RECURSO ESPECIAL. PROCESSO CIVIL. LIBERDADE NEGOCIAL CONDICIONADA AOS FUNDAMENTOS CONSTITUCIONAIS. CPC/2015. NEGÓCIO JURÍDICO PROCESSUAL. FLEXIBILIZAÇÃO DO RITO PROCEDIMENTAL. REQUISITOS E LIMITES. IMPOSSIBILIDADE DE DISPOSIÇÃO SOBRE AS FUNÇÕES DESEMPENHADAS PELO JUIZ.

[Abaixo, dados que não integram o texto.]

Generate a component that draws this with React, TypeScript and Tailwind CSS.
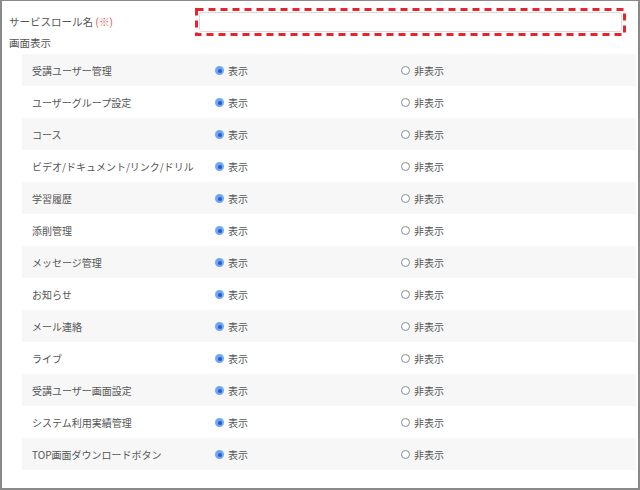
import React from "react"

const items = [
  "受講ユーザー管理",
  "ユーザーグループ設定",
  "コース",
  "ビデオ/ドキュメント/リンク/ドリル",
  "学習履歴",
  "添削管理",
  "メッセージ管理",
  "お知らせ",
  "メール連絡",
  "ライブ",
  "受講ユーザー画面設定",
  "システム利用実績管理",
  "TOP画面ダウンロードボタン",
]

function Radio({ checked }: { checked: boolean }) {
  if (checked) {
    return (
      <span className="flex h-[9px] w-[9px] items-center justify-center rounded-full bg-[#6fa8f2]">
        <span className="h-[4px] w-[4px] rounded-full bg-[#1f5fd0]" />
      </span>
    )
  }
  return <span className="h-[9px] w-[9px] rounded-full border border-[#8c8c8c] bg-white" />
}

export default function App() {
  return (
    <div
      className="h-[490px] w-[640px] border-x-2 border-b-2 border-t border-[#8a8a8a] bg-white text-[10px] text-[#555]"
      style={{ fontFamily: '"Noto Sans CJK JP", "Noto Sans", sans-serif' }}
    >
      <div className="mt-[7px] flex h-[28px] items-center">
        <div className="w-[193px] pl-[7px] text-[10.5px]">
          サービスロール名 <span className="text-[#e05a5a]">(※)</span>
        </div>
        <div className="relative h-[28px] w-[431px] p-[4px]">
          <div className="h-full w-full rounded-[3px] border border-[#dcdcdc] bg-white" />
          {/* red dashed highlight drawn on top */}
          <svg className="absolute inset-0" width="431" height="28">
            <rect
              x="1.5"
              y="1.5"
              width="428"
              height="25"
              fill="none"
              stroke="#e8232d"
              strokeWidth="3"
              strokeDasharray="7 5"
            />
          </svg>
        </div>
      </div>
      <div className="flex h-[14px] items-center pl-[7px] text-[10.5px]">画面表示</div>
      <div className="ml-[20px] mr-[2px] mt-[4px]">
        {items.map((label, i) => (
          <div
            key={label}
            className={`grid h-[32px] grid-cols-[192px_186px_1fr] items-center pt-[1px] ${i % 2 === 0 ? "bg-[#f7f7f7]" : "bg-white"}`}
          >
            <div className="pl-[10px] whitespace-nowrap">{label}</div>
            <div className="flex items-center gap-[4px] pl-[1px]">
              <Radio checked={true} />
              <span>表示</span>
            </div>
            <div className="flex items-center gap-[4px] pl-[1px]">
              <Radio checked={false} />
              <span>非表示</span>
            </div>
          </div>
        ))}
      </div>
    </div>
  )
}
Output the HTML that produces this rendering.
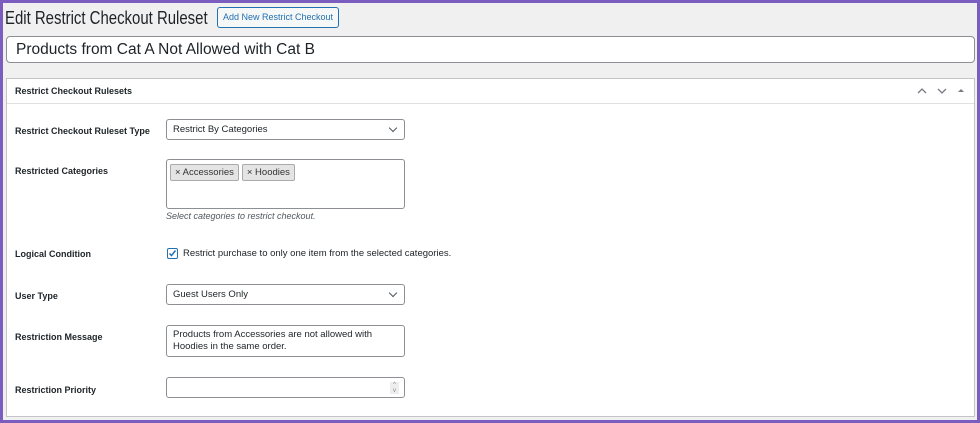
<!DOCTYPE html>
<html><head><style>
*{box-sizing:border-box}
body{margin:0;width:980px;height:423px;background:#7b5cbf;font-family:"Liberation Sans",sans-serif;color:#1d2327;overflow:hidden}
.wrap{position:absolute;left:3px;top:3px;right:3px;bottom:3px;background:#f0f0f1}
.abs{position:absolute;white-space:nowrap}
h1{position:absolute;left:2px;top:5px;margin:0;font-size:18px;font-weight:400;color:#1d2327;white-space:nowrap;transform:scaleX(0.83);transform-origin:left}
.btn{left:214px;top:4px;width:122px;height:21px;border:1px solid #2271b1;border-radius:3px;color:#2271b1;font-size:9px;line-height:19px;text-align:center;background:#f6f7f7}
.title{left:3px;top:33px;width:969px;height:27px;border:1px solid #8c8f94;border-radius:4px;background:#fff;font-size:15.5px;line-height:25px;padding-left:9px}
.panel{left:3px;top:75px;width:969px;height:339px;border:1px solid #c3c4c7;background:#fff}
.ph{height:25px;border-bottom:1px solid #e0e0e0;font-size:9px;font-weight:700;line-height:25px;padding-left:8px}
.lbl{font-size:9px;font-weight:700;left:8px}
.inp{left:159px;width:239px;border:1px solid #8c8f94;border-radius:3px;background:#fff;font-size:9.5px;padding-left:6px}
.chev{position:absolute;right:8px;top:5px;width:6px;height:6px;border-right:1.3px solid #50575e;border-bottom:1.3px solid #50575e;transform:rotate(45deg)}
.tag{display:inline-block;border:1px solid #aaa;background:#e4e4e4;border-radius:2px;font-size:9.5px;padding:2px 4px;margin:4px 0 0 3px;color:#333}
</style></head><body><div class="wrap">
<h1>Edit Restrict Checkout Ruleset</h1>
<div class="abs btn">Add New Restrict Checkout</div>
<div class="abs title">Products from Cat A Not Allowed with Cat B</div>
<div class="abs panel">
<div class="ph">Restrict Checkout Rulesets</div>
<svg class="abs" style="right:8px;top:7px" width="50" height="10"><path d="M2 7l4-4 4 4M22 3l4 4 4-4" stroke="#787c82" stroke-width="1.3" fill="none"/><path d="M42 6l3-3 3 3z" fill="#787c82"/></svg>
<div class="abs lbl" style="top:47px">Restrict Checkout Ruleset Type</div>
<div class="abs inp" style="top:40px;height:21px;line-height:19px">Restrict By Categories<span class="chev"></span></div>
<div class="abs lbl" style="top:87px">Restricted Categories</div>
<div class="abs inp" style="top:80px;height:50px;padding-left:0"><span class="tag">× Accessories</span><span class="tag">× Hoodies</span></div>
<div class="abs" style="left:159px;top:132px;font-size:9px;font-style:italic;color:#50575e">Select categories to restrict checkout.</div>
<div class="abs lbl" style="top:170px">Logical Condition</div>
<div class="abs" style="left:160px;top:169px;width:11px;height:11px;border:1px solid #2271b1;border-radius:2px"><svg width="9" height="9" style="position:absolute;left:0;top:0"><path d="M1.5 4.5l2 2 4-5" stroke="#2271b1" stroke-width="1.5" fill="none"/></svg></div>
<div class="abs" style="left:176px;top:169px;font-size:9.5px">Restrict purchase to only one item from the selected categories.</div>
<div class="abs lbl" style="top:212px">User Type</div>
<div class="abs inp" style="top:205px;height:21px;line-height:19px">Guest Users Only<span class="chev"></span></div>
<div class="abs lbl" style="top:253px">Restriction Message</div>
<div class="abs inp" style="top:246px;height:32px;line-height:12px;padding-top:3px">Products from Accessories are not allowed with<br>Hoodies in the same order.</div>
<div class="abs lbl" style="top:306px">Restriction Priority</div>
<div class="abs inp" style="top:298px;height:21px"><span style="position:absolute;right:5px;top:4px;width:9px;height:12px;background:#eee;font-size:6px;line-height:6px;text-align:center;color:#888">^<br>v</span></div>
</div>
</div></body></html>
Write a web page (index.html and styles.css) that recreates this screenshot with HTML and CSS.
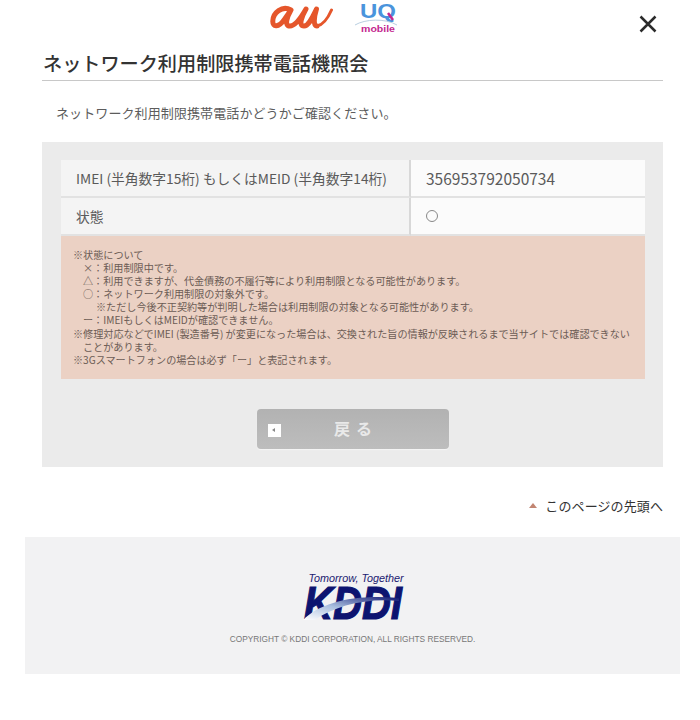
FILE: index.html
```html
<!DOCTYPE html>
<html lang="ja">
  <head>
    <meta charset="UTF-8" />
    <title>ネットワーク利用制限携帯電話機照会</title>
    <link rel="stylesheet" href="styles.css">
  </head>
  <body>
    <!-- Header -->
    <header class="site-header">
      <div class="logos">
        <svg class="logo-au" viewBox="0 0 63 26" role="img" aria-label="au">
          <path d="M21 6 C12 1 3 9 2.800 17 C2.500 24 9 23 14 16 L21 6 C17 13 14 22 20 22 C26 22 32 12 36 5 C32 12 28 22 34 22 C39 22 43 12 46.500 5 C44 13 43 22 47 22" />
          <path class="au-tail" d="M47 22 C53 21 58 14 61.500 6" />
        </svg>
        <svg class="logo-uq" viewBox="0 0 42 36" role="img" aria-label="UQ mobile">
          <text class="uq-text" x="5" y="18" textLength="36" lengthAdjust="spacingAndGlyphs">UQ</text>
          <path class="uq-arc" d="M0 25 C10 19 30 18 42 25" />
          <path class="uq-tail" d="M33 13 L38 20" />
          <text class="uq-mobile" x="6" y="32" textLength="34" lengthAdjust="spacingAndGlyphs">mobile</text>
        </svg>
      </div>
      <a href="#" class="close-btn" aria-label="閉じる">
        <svg viewBox="0 0 18 18"><path d="M1.500 1.500 L16.500 16.500 M16.500 1.500 L1.500 16.500" /></svg>
      </a>
    </header>

    <!-- Main Content -->
    <main>
      <h1 class="page-title">ネットワーク利用制限携帯電話機照会</h1>
      <p class="lead">ネットワーク利用制限携帯電話かどうかご確認ください。</p>

      <section class="result-panel">
        <div class="result-table">
          <div class="cell cell-head">IMEI (半角数字15桁) もしくはMEID (半角数字14桁)</div>
          <div class="cell cell-value">356953792050734</div>
          <div class="cell cell-head">状態</div>
          <div class="cell cell-value"><span class="mark-circle"></span></div>
        </div>
        <div class="note">
          <p>※状態について</p>
          <p class="indent-1">×：利用制限中です。</p>
          <p class="indent-1">△：利用できますが、代金債務の不履行等により利用制限となる可能性があります。</p>
          <p class="indent-1">○：ネットワーク利用制限の対象外です。</p>
          <p class="indent-2">※ただし今後不正契約等が判明した場合は利用制限の対象となる可能性があります。</p>
          <p class="indent-1">ー：IMEIもしくはMEIDが確認できません。</p>
          <p>※修理対応などでIMEI (製造番号) が変更になった場合は、交換された旨の情報が反映されるまで当サイトでは確認できない</p>
          <p class="indent-1">ことがあります。</p>
          <p>※3Gスマートフォンの場合は必ず「ー」と表記されます。</p>
        </div>
        <div class="back-row">
          <a href="#" class="back-btn">
            <span class="back-icon"></span>
            <span class="back-label">戻る</span>
          </a>
        </div>
      </section>

      <div class="page-top">
        <a href="#" class="page-top-link"><span class="arrow-up"></span>このページの先頭へ</a>
      </div>
    </main>

    <!-- Footer -->
    <footer class="site-footer">
      <div class="tagline">Tomorrow, Together</div>
      <svg class="logo-kddi" viewBox="0 0 100 34" role="img" aria-label="KDDI">
        <defs>
          <linearGradient id="globe" x1="0" y1="1" x2="1" y2="0">
            <stop offset="0" stop-color="#ffffff" />
            <stop offset="0.45" stop-color="#a9bfdf" />
            <stop offset="1" stop-color="#0d1470" />
          </linearGradient>
        </defs>
        <text class="kddi-text" x="1" y="33" textLength="98" lengthAdjust="spacingAndGlyphs">KDDI</text>
        <path d="M0 34 C18 16 52 8 96 12 L96 15 C62 12 32 20 12 34 Z" fill="url(#globe)" />
      </svg>
      <p class="copyright">COPYRIGHT © KDDI CORPORATION, ALL RIGHTS RESERVED.</p>
    </footer>
  </body>
</html>
```

FILE: styles.css
```css
/* Basic Reset & Global Styles */
* {
  margin: 0;
  padding: 0;
  box-sizing: border-box;
}
body {
  background-color: #fff;
  color: #444;
  font-family: "Noto Sans CJK JP", "Noto Sans", sans-serif;
}
a {
  color: inherit;
  text-decoration: none;
}

/* Header */
.site-header {
  position: relative;
  height: 41px;
  width: 680px;
}
.logos {
  display: flex;
  justify-content: center;
  align-items: flex-start;
  gap: 22px;
  padding-right: 13px;
}
.logo-au {
  width: 63px;
  height: 26px;
  margin-top: 4px;
  fill: none;
  stroke: #e5562b;
  stroke-width: 5;
  stroke-linecap: round;
  stroke-linejoin: round;
}
.logo-au .au-tail {
  stroke-width: 3;
}
.logo-uq {
  width: 42px;
  height: 36px;
}
.uq-text {
  font-family: "Liberation Sans", sans-serif;
  font-size: 20px;
  font-weight: 700;
  fill: #4a94dc;
}
.uq-arc {
  fill: none;
  stroke: #b9cfe0;
  stroke-width: 1;
}
.uq-tail {
  fill: none;
  stroke: #c4278f;
  stroke-width: 2.500;
}
.uq-mobile {
  font-family: "Liberation Sans", sans-serif;
  font-size: 9px;
  font-weight: 700;
  fill: #c4278f;
}
.close-btn {
  position: absolute;
  top: 15px;
  left: 639px;
  width: 18px;
  height: 18px;
}
.close-btn svg {
  display: block;
  width: 18px;
  height: 18px;
  fill: none;
  stroke: #2b2b2b;
  stroke-width: 2.500;
}

/* Main Content */
main {
  width: 621px;
  margin-left: 42px;
}
.page-title {
  height: 40px;
  padding: 8px 0 0 1px;
  font-size: 19.150px;
  font-weight: 500;
  line-height: 28px;
  color: #333;
  border-bottom: 1px solid #c8c8c8;
}
.lead {
  padding: 22px 0 0 14px;
  height: 61px;
  font-size: 13px;
  line-height: 19px;
  letter-spacing: 0.1px;
  color: #5c5c5c;
}

/* Result Panel */
.result-panel {
  background-color: #ebebeb;
  padding: 18px 18px 18px 19px;
}
.result-table {
  display: grid;
  grid-template-columns: 350px 234px;
  grid-auto-rows: 38px;
}
.cell {
  display: flex;
  align-items: center;
  padding-left: 15px;
  border-bottom: 2px solid #e2e2e2;
  font-size: 13.750px;
  color: #5a5a5a;
}
.cell-head {
  background-color: #f4f4f4;
  border-right: 2px solid #d8d8d8;
}
.cell-value {
  background-color: #fbfbfb;
  font-size: 15.500px;
}
.mark-circle {
  width: 12px;
  height: 12px;
  border: 1px solid #888;
  border-radius: 50%;
}
.note {
  height: 143px;
  padding: 12px 12px 0;
  background-color: #ebd1c4;
  font-size: 10.120px;
  line-height: 13.100px;
  color: #6b5c55;
  white-space: nowrap;
}
.indent-1 {
  padding-left: 10px;
}
.indent-2 {
  padding-left: 23px;
}
.back-row {
  display: flex;
  justify-content: flex-start;
  padding: 30px 0 0 196px;
}
.back-btn {
  position: relative;
  display: flex;
  justify-content: center;
  align-items: center;
  width: 192px;
  height: 40px;
  border-radius: 4px;
  background: linear-gradient(#b2b2b2, #bdbdbd);
  box-shadow: 0 1px 1px #f6f6f6;
}
.back-icon {
  position: absolute;
  top: 15px;
  left: 11px;
  width: 13px;
  height: 13px;
  background-color: #fff;
}
.back-icon::after {
  content: "";
  position: absolute;
  top: 4px;
  left: 4px;
  border-top: 2.500px solid transparent;
  border-bottom: 2.500px solid transparent;
  border-right: 3px solid #888;
}
.back-label {
  margin: 0 0 3px 6px;
  font-size: 16px;
  font-weight: 700;
  letter-spacing: 6px;
  color: #e9e9e9;
}

/* Page Top Link */
.page-top {
  display: flex;
  justify-content: flex-end;
  padding-top: 28px;
  height: 70px;
}
.page-top-link {
  display: flex;
  align-items: center;
  height: 20px;
  font-size: 13px;
  letter-spacing: 0.1px;
  color: #333;
}
.arrow-up {
  margin-right: 8px;
  border-left: 4.500px solid transparent;
  border-right: 4.500px solid transparent;
  border-bottom: 5px solid #c28572;
}

/* Footer */
.site-footer {
  display: flex;
  flex-direction: column;
  align-items: center;
  width: 655px;
  height: 137px;
  margin-left: 25px;
  padding-top: 33px;
  background-color: #f2f2f3;
}
.tagline {
  height: 16px;
  margin-left: 7px;
  font-family: "Liberation Sans", sans-serif;
  font-size: 10.800px;
  font-style: italic;
  line-height: 16px;
  color: #1b2070;
}
.logo-kddi {
  display: block;
  width: 100px;
  height: 34px;
  overflow: visible;
}
.kddi-text {
  font-family: "Liberation Sans", sans-serif;
  font-size: 47px;
  font-weight: 700;
  font-style: italic;
  fill: #0d1470;
  stroke: #0d1470;
  stroke-width: 1.200;
}
.copyright {
  margin-top: 12px;
  font-family: "Liberation Sans", sans-serif;
  font-size: 8.300px;
  line-height: 14px;
  color: #777;
}
```
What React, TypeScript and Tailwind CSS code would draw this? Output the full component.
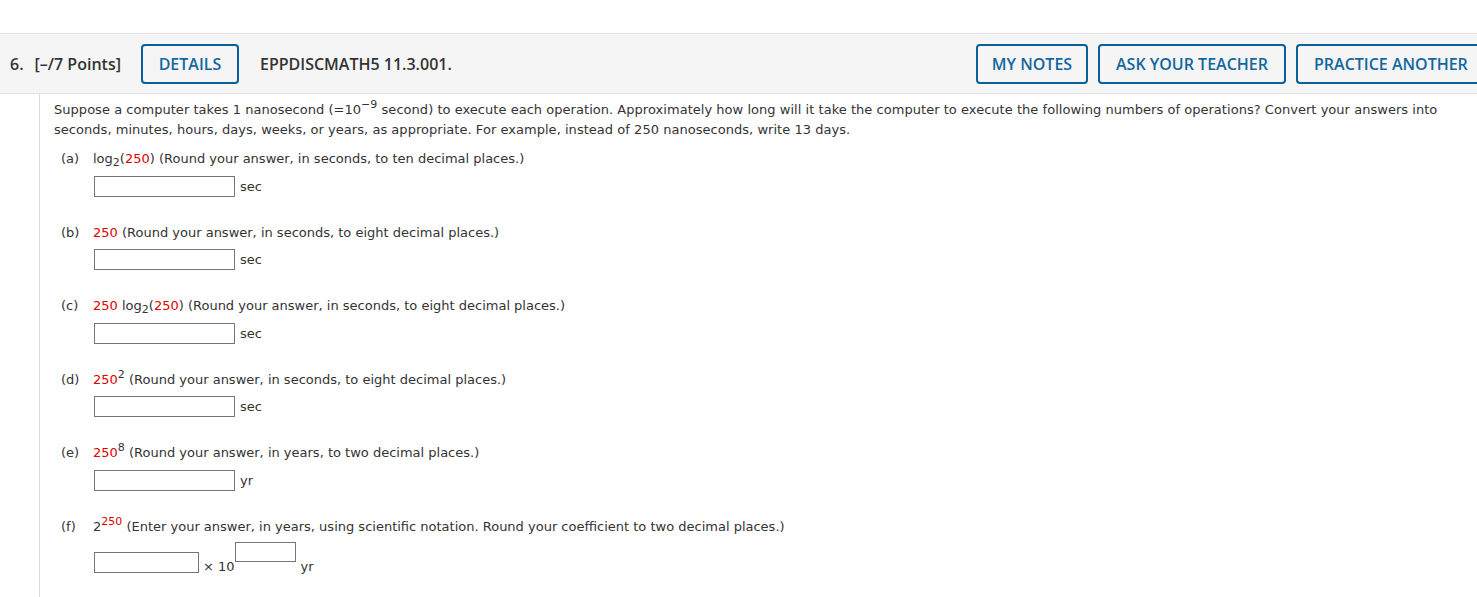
const red = "text-[#e00000]";
const supCls = "text-[11px] relative -top-[6px]";
const subCls = "text-[11px] relative top-[3px]";

function Answer({ unit }: { unit: string }) {
  return (
    <div className="mt-[7px] flex items-center pl-[40px]">
      <div className="h-[21px] w-[141px] border border-[#767676] bg-white" />
      <span className="ml-[5px] mt-[1px]">{unit}</span>
    </div>
  );
}

function Part({
  tag,
  expr,
  note,
  unit,
}: {
  tag: string;
  expr: React.ReactNode;
  note: string;
  unit: string;
}) {
  return (
    <div className="mb-[26px]">
      <div className="flex pl-[7px]">
        <span className="w-[32px]">({tag})</span>
        <span>
          {expr} {note}
        </span>
      </div>
      <Answer unit={unit} />
    </div>
  );
}

function Log() {
  return (
    <>
      log<sub className={subCls}>2</sub>(<span className={red}>250</span>)
    </>
  );
}

export default function App() {
  const btn =
    "h-[40px] whitespace-nowrap rounded-[4px] border-2 border-[#0b6196] px-[12px] text-[#13679f] text-[16px] font-semibold bg-[#f5f5f5]";
  return (
    <div className="h-[597px] w-[1477px] overflow-hidden bg-white text-[#333]">
      <div className="mt-[33px] flex h-[61px] items-center border-y border-[#e3e3e3] bg-[#f5f5f5] pl-[10px] font-['Open_Sans',sans-serif] text-[16px] font-semibold">
        <span>6.</span>
        <span className="ml-[11px]">[–/7 Points]</span>
        <button className={`${btn} ml-[20px] w-[98px]`}>DETAILS</button>
        <span className="ml-[21px]">EPPDISCMATH5 11.3.001.</span>
        <div className="ml-auto flex gap-[10px] pr-0">
          <button className={`${btn} w-[112px]`}>MY NOTES</button>
          <button className={`${btn} w-[188px]`}>ASK YOUR TEACHER</button>
          <button className={`${btn} w-[181px] rounded-r-none border-r-0 text-left pl-[16px]`}>PRACTICE ANOTHER</button>
        </div>
      </div>
      <div className="ml-[39px] h-full border-l border-[#d9d9d9] pl-[14px] pt-[6px] font-['DejaVu_Sans',Verdana,sans-serif] text-[13px] leading-[19.5px]">
        <p className="whitespace-nowrap tracking-[0.035px]">
          Suppose a computer takes 1 nanosecond (=10<sup className={supCls}>−9</sup> second) to execute each operation. Approximately how long will it take the computer to execute the following numbers of operations? Convert your answers into
          <br />
          seconds, minutes, hours, days, weeks, or years, as appropriate. For example, instead of 250 nanoseconds, write 13 days.
        </p>
        <div className="mt-[10px]">
          <Part tag="a" expr={<Log />} note="(Round your answer, in seconds, to ten decimal places.)" unit="sec" />
          <Part tag="b" expr={<span className={red}>250</span>} note="(Round your answer, in seconds, to eight decimal places.)" unit="sec" />
          <Part
            tag="c"
            expr={
              <>
                <span className={red}>250</span> <Log />
              </>
            }
            note="(Round your answer, in seconds, to eight decimal places.)"
            unit="sec"
          />
          <Part
            tag="d"
            expr={
              <>
                <span className={red}>250</span>
                <sup className={supCls}>2</sup>
              </>
            }
            note="(Round your answer, in seconds, to eight decimal places.)"
            unit="sec"
          />
          <Part
            tag="e"
            expr={
              <>
                <span className={red}>250</span>
                <sup className={supCls}>8</sup>
              </>
            }
            note="(Round your answer, in years, to two decimal places.)"
            unit="yr"
          />
          <div>
            <div className="flex pl-[7px]">
              <span className="w-[32px]">(f)</span>
              <span>
                2<sup className={`${red} ${supCls}`}>250</sup> (Enter your answer, in years, using scientific notation. Round your coefficient to two decimal places.)
              </span>
            </div>
            <div className="mt-[6px] flex items-end pl-[40px]">
              <div className="h-[21px] w-[105px] border border-[#767676] bg-white" />
              <span className="ml-[4px] mb-[-3px]">× 10</span>
              <div className="mb-[11px] h-[20px] w-[61px] border border-[#767676] bg-white" />
              <span className="ml-[5px] mb-[-3px]">yr</span>
            </div>
          </div>
        </div>
      </div>
    </div>
  );
}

  1. A liberdade negocial deriva do princípio constitucional da liberdade individual e da livre iniciativa, fundamento da República, e, como toda garantia constitucional, estará sempre condicionada ao respeito à dignidade humana e sujeita às limitações impostas pelo Estado Democrático de Direito, estruturado para assegurar o exercício dos direitos sociais e individuais e a Justiça.
  2. O CPC/2015 formalizou a adoção da teoria dos negócios jurídicos processuais, conferindo flexibilização procedimental ao processo, com vistas à promoção efetiva do direito material discutido. Apesar de essencialmente constituído pelo autorregramento das vontades particulares, o negócio jurídico processual atua no exercício do múnus público da jurisdição.
  3. São requisitos do negócio jurídico processual: a) versar a causa sobre direitos que admitam autocomposição; b) serem partes plenamente capazes; c) limitar-se aos ônus, poderes, faculdades e deveres processuais das partes; d) tratar de situação jurídica individualizada e concreta.
  4. O negócio jurídico processual não se sujeita a um juízo de conveniência pelo juiz, que fará apenas a verificação de sua legalidade, pronunciando-se nos casos de nulidade ou de inserção abusiva em contrato de adesão ou ainda quando alguma parte se encontrar em manifesta situação de vulnerabilidade.
  5. A modificação do procedimento convencionada entre as partes por meio do negócio jurídico sujeita-se a limites, dentre os quais ressai o requisito negativo de não dispor sobre a situação jurídica do magistrado. As funções desempenhadas pelo juiz no processo são inerentes ao exercício da jurisdição e à garantia do devido processo legal, sendo vedado às partes sobre elas dispor.”.

(REsp 1.810.444/SP, Quarta Turma do STJ, Rel. Min. Luís Felipe Salomão, julg. 23.02.2021).

Em seu voto, o ministro relator manteve o acórdão do Tribunal a quo que rejeitou a aplicação do aludido negócio jurídico processual, uma vez que:

“(…) o objeto de negociação investigado neste recurso merece reprimenda também pelo fato de transigir atos de titularidade judicial.

Ademais, conforme demonstrado, a definição dos limites impostos às partes na elaboração do negócio jurídico processual é eminentemente casuística, havendo, no entanto, premissas “universais” a serem respeitadas, invariavelmente.

Nessa linha de intelecção, no que respeita o caso concreto, é possível afirmar que, todas as vezes que a supressão do contraditório conduzir à desigualdade de armas no processo, o negócio processual, ou a cláusula que previr tal situação, deverá ser considerado inválido.”

Desse modo, prezado leitor, o julgado ora analisado reflete importante fixação de premissas do Superior Tribunal de Justiça acerca dos negócios jurídicos processuais, especialmente aqueles que, seja de modo direto, seja de modo indireto, esbarram nos poderes do juiz ou mitiga princípios processuais basilares – como, no caso, o princípio do contraditório -, permitindo o controle pelo Poder Judiciário.